Lying on the east side of the Cascade Range along the Oregon-California border, the shallow lakes and marshes of the Upper Klamath Basin were once known as the Everglades of the West, providing a place to rest and eat for untold millions of birds on the Pacific Flyway.

More than 260 species - ruddy ducks, cinnamon teal, white-faced ibis, sandhill cranes, white pelicans, snowy egrets and bald eagles - pass through in the spring. Some stay the summer to breed, but most fly north to the Arctic to nest, returning here in the fall.
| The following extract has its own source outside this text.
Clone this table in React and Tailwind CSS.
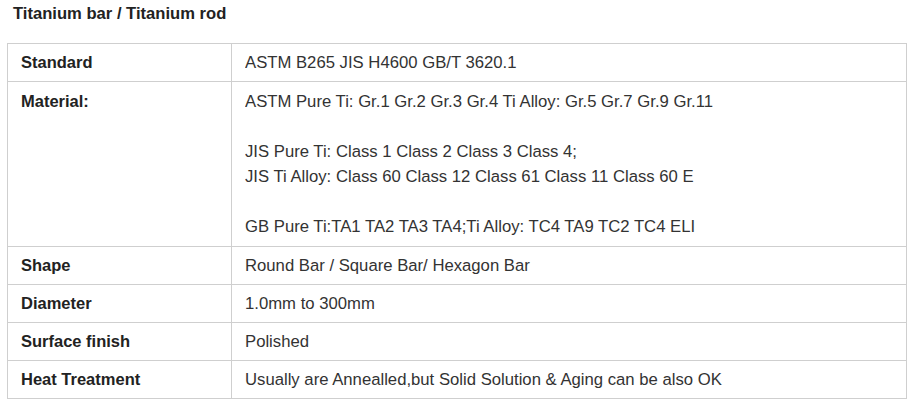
import React from "react";

const rows = [
  { label: "Standard", lines: ["ASTM B265 JIS H4600 GB/T 3620.1"] },
  {
    label: "Material:",
    lines: [
      "ASTM Pure Ti: Gr.1 Gr.2 Gr.3 Gr.4 Ti Alloy: Gr.5 Gr.7 Gr.9 Gr.11",
      "",
      "JIS Pure Ti: Class 1 Class 2 Class 3 Class 4;",
      "JIS Ti Alloy: Class 60 Class 12 Class 61 Class 11 Class 60 E",
      "",
      "GB Pure Ti:TA1 TA2 TA3 TA4;Ti Alloy: TC4 TA9 TC2 TC4 ELI",
    ],
  },
  { label: "Shape", lines: ["Round Bar / Square Bar/ Hexagon Bar"] },
  { label: "Diameter", lines: ["1.0mm to 300mm"] },
  { label: "Surface finish", lines: ["Polished"] },
  { label: "Heat Treatment", lines: ["Usually are Annealled,but Solid Solution & Aging can be also OK"] },
];

const App = () => {
  return (
    <div className="bg-white min-h-screen text-[#333] font-['Liberation_Sans',Arial,sans-serif]">
      <h2 className="pl-[13px] pt-[4px] text-[16.6px] font-bold leading-[20px] text-[#222]">
        Titanium bar / Titanium rod
      </h2>
      <table className="ml-[7px] mt-[19px] w-[900px] border-collapse text-[16.7px] leading-[25px]">
        <tbody>
          {rows.map((row) => {
            const pad = row.lines.length > 1 ? "pt-[7px] pb-[7px]" : "py-[6px]";
            return (
              <tr key={row.label}>
                <td className={`w-[224px] border border-[#cfcfcf] px-[13px] align-top ${pad}`}>
                  <div className="h-[25px] overflow-hidden whitespace-nowrap text-[16.5px] font-bold text-[#222]">
                    {row.label}
                  </div>
                </td>
                <td className={`border border-[#cfcfcf] px-[13px] align-top ${pad}`}>
                  {row.lines.map((line, i) => (
                    <div key={i} className="h-[25px] overflow-hidden whitespace-nowrap">
                      {line}
                    </div>
                  ))}
                </td>
              </tr>
            );
          })}
        </tbody>
      </table>
    </div>
  );
};

export default App;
Some spend the winter, and others continue south to California's Central Valley and the Salton Sea.

The historic refuge got its origins after wildlife photographer William L. Finley wrote a story for Atlantic Monthly about market hunters wiping out white egrets and grebes here for feathers to decorate ladies' hats.

President Theodore Roosevelt, an avid bird hunter and amateur taxidermist in his youth, signed the executive order creating Lower Klamath in 1908. It was the second of 55 refuges he would create, but the first to offer a large area of land for habitat.

In the 1950s the refuge would see 5 million to 7 million birds annually. Now numbers have dropped to about 2 million, primarily due to the loss of nesting habitat in the far north.

But it still "may be the most important real estate for migratory birds in North America,'" said refuge manager Ron Cole.

The problem is that it is at the end of a long line for water, legally and literally. When it comes to water in the West, first in time is first in right.